*GOAL:* All lines from the beginning of the listing through the line with "import React from" are to be copied word for word; the pictures are not.

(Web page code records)
--- --- ---

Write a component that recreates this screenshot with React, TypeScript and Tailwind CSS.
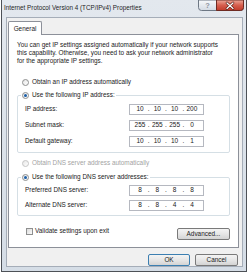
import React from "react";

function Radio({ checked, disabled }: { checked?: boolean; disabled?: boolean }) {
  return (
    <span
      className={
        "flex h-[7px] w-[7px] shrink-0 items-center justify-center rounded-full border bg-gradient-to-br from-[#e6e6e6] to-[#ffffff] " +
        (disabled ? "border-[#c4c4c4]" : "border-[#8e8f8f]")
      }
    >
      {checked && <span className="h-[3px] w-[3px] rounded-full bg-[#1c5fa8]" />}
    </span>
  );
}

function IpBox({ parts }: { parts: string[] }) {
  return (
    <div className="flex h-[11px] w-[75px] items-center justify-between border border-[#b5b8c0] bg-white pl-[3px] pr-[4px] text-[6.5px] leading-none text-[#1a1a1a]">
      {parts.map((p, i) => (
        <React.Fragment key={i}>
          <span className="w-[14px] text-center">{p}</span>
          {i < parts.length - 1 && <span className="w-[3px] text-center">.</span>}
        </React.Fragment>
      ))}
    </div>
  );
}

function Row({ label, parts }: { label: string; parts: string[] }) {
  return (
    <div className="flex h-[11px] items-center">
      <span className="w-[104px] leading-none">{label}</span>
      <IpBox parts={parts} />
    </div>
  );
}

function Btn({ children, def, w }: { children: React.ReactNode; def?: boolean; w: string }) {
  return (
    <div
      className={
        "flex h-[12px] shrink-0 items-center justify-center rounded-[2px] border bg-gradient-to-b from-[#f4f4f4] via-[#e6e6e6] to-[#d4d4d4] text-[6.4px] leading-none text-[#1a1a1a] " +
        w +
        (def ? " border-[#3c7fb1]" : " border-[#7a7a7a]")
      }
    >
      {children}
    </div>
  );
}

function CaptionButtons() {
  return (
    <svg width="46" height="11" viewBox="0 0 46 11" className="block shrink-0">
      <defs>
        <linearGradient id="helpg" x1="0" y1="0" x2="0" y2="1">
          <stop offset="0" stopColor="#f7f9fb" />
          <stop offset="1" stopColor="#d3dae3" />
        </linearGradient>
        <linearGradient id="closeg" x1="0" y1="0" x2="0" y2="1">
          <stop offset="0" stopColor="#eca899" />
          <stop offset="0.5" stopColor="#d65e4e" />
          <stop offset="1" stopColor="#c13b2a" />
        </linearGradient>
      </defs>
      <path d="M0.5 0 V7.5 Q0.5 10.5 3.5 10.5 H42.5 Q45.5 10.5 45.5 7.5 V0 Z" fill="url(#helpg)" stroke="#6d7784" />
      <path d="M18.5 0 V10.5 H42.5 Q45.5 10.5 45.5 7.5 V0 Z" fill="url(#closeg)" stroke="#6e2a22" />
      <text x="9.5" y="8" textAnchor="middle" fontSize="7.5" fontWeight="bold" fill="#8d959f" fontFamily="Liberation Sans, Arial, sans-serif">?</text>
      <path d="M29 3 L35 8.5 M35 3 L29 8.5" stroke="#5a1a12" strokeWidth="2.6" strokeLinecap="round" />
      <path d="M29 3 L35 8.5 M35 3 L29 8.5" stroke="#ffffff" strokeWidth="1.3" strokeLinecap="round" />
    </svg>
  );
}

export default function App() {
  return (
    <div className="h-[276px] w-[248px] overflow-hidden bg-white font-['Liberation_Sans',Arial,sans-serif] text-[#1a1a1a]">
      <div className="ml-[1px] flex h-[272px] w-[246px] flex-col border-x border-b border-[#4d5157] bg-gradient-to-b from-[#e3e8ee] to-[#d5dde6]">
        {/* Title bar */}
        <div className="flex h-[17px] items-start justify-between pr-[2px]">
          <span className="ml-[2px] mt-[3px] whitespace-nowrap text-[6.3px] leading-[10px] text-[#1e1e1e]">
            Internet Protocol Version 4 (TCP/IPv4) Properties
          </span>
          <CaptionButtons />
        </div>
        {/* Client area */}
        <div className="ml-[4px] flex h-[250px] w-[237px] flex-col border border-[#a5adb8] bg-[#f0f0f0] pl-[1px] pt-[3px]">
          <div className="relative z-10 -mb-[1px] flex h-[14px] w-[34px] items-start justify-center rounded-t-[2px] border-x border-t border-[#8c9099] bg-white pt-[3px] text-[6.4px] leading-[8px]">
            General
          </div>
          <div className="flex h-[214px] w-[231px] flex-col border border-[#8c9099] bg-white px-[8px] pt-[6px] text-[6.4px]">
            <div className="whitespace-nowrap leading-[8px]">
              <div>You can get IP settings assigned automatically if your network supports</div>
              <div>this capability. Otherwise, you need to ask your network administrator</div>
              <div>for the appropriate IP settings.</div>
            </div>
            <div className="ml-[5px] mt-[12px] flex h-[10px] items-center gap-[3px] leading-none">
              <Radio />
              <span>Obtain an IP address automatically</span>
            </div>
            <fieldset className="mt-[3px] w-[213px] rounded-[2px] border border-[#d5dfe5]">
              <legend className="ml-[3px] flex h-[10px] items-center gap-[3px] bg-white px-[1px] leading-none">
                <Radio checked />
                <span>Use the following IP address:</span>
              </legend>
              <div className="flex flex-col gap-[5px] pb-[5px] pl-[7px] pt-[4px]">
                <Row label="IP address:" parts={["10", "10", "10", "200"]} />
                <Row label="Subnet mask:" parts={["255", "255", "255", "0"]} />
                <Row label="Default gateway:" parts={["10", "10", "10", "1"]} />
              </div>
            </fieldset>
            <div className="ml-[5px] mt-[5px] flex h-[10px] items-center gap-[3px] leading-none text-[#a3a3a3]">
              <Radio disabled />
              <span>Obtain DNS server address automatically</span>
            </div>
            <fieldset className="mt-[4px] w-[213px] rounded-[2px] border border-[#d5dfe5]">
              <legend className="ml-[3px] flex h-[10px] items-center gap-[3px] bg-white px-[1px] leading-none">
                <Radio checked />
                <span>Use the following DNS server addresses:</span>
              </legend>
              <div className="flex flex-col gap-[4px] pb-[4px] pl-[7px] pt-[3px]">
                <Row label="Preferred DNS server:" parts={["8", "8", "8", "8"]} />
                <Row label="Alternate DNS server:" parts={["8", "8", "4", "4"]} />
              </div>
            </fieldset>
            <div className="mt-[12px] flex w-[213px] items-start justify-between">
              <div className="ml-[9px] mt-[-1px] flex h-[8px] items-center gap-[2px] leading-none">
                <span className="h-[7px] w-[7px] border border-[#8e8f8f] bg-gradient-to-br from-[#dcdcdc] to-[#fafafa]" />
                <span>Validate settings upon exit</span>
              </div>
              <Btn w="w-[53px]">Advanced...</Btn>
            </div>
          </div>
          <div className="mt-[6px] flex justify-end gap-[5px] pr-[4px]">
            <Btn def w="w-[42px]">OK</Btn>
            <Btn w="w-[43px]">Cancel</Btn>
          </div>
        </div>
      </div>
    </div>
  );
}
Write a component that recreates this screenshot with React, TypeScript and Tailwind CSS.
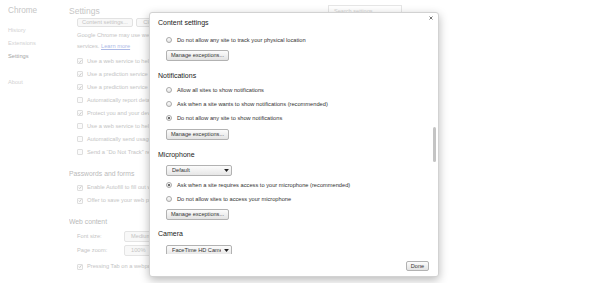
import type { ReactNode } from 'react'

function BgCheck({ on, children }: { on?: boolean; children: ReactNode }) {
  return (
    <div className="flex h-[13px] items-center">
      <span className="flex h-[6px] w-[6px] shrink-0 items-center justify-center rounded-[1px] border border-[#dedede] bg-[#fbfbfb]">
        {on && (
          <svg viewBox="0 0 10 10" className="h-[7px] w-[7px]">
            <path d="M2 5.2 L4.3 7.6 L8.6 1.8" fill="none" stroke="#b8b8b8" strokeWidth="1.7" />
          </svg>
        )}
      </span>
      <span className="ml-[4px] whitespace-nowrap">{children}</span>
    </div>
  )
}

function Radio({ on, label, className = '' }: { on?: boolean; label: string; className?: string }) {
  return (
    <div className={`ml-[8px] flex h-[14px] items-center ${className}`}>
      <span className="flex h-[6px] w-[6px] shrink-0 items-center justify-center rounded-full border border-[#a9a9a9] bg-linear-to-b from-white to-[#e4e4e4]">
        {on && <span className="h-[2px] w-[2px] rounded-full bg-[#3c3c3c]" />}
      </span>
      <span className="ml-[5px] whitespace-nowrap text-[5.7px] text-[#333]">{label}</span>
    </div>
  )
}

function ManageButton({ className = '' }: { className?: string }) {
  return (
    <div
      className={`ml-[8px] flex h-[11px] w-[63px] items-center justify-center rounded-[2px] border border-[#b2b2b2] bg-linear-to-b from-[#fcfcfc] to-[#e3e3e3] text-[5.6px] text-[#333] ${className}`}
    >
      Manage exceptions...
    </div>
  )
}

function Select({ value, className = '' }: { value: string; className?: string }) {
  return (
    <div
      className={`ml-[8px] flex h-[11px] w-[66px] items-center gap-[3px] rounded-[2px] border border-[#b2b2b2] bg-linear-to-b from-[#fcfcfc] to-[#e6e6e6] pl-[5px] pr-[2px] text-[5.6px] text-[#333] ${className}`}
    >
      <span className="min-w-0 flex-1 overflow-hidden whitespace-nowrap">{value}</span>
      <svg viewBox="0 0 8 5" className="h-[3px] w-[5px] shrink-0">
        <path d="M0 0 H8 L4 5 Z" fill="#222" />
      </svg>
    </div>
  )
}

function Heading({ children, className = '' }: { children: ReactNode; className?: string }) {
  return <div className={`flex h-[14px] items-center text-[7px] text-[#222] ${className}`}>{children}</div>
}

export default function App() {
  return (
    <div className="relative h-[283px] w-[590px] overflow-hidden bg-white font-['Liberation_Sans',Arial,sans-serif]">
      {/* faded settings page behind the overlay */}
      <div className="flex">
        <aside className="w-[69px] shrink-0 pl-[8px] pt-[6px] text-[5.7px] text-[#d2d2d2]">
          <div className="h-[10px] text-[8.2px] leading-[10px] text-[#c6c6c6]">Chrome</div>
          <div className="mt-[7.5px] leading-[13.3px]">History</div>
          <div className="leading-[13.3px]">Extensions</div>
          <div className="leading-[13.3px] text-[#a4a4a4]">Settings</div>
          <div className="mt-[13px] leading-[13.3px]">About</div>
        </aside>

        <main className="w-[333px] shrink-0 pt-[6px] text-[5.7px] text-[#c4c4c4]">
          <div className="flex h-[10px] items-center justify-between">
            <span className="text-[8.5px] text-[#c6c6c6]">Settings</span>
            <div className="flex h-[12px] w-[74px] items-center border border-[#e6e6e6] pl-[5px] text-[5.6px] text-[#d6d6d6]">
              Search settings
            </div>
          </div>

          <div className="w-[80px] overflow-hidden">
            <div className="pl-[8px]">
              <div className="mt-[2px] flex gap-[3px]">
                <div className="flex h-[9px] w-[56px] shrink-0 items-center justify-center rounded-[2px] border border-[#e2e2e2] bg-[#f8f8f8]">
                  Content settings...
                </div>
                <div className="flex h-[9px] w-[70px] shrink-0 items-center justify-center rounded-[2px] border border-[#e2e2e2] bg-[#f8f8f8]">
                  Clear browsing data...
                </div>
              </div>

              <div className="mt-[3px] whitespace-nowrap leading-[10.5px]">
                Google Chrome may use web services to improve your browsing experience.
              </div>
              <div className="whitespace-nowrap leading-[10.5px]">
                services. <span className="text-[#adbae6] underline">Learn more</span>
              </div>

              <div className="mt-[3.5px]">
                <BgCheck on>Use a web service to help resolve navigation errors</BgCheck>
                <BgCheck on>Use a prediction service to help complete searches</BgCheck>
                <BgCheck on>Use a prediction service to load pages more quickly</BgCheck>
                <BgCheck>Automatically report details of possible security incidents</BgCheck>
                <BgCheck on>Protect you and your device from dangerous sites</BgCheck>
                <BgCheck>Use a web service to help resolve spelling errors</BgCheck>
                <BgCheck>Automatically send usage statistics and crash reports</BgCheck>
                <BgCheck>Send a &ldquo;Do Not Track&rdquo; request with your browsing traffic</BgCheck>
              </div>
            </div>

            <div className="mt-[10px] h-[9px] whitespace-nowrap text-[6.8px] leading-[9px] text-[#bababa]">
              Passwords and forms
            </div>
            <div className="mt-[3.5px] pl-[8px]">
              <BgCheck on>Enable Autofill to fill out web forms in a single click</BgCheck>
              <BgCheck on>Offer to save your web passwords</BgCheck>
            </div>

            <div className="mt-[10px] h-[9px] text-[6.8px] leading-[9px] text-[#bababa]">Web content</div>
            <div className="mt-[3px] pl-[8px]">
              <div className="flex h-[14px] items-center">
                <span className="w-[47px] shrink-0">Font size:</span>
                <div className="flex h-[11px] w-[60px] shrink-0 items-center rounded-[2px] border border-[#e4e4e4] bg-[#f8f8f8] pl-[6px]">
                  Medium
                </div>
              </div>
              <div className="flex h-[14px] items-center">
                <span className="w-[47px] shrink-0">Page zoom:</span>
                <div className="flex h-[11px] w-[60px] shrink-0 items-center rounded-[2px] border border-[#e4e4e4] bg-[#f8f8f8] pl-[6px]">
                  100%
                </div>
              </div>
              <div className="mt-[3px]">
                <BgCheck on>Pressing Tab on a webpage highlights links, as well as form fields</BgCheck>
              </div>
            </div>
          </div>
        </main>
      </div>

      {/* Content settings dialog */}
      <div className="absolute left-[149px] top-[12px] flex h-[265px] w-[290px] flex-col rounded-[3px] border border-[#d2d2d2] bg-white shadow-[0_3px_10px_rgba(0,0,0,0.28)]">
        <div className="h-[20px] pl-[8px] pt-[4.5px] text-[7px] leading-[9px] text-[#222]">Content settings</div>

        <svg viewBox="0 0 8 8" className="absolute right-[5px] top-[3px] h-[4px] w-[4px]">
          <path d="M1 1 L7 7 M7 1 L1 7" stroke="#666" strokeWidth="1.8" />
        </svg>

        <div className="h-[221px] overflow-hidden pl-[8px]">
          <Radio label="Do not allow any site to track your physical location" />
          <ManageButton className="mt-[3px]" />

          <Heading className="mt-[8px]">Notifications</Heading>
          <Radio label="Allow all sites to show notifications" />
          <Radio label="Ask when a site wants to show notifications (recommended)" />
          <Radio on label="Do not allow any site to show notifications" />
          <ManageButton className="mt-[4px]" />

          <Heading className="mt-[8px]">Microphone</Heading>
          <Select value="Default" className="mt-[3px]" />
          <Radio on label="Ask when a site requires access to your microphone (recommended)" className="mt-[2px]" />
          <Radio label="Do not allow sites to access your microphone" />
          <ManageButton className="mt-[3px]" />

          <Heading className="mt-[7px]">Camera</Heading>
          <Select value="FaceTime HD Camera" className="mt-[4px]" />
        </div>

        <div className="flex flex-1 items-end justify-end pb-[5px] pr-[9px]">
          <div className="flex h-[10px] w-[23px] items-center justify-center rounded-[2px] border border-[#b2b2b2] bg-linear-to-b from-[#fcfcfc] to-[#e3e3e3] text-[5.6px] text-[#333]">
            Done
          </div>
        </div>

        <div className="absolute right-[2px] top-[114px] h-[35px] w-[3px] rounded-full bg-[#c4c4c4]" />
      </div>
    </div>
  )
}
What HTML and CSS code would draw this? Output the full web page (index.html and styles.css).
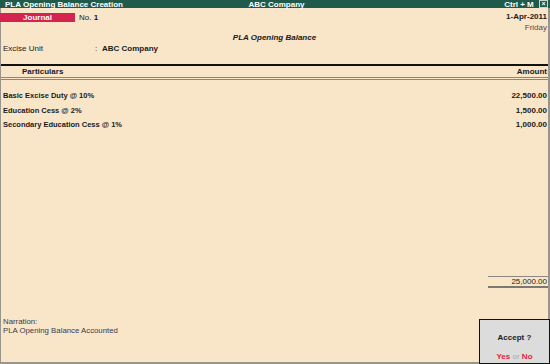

--- --- ---

*FINISHED EXERCISE:*
Write a component that recreates this screenshot with React, TypeScript and Tailwind CSS.
import React from "react";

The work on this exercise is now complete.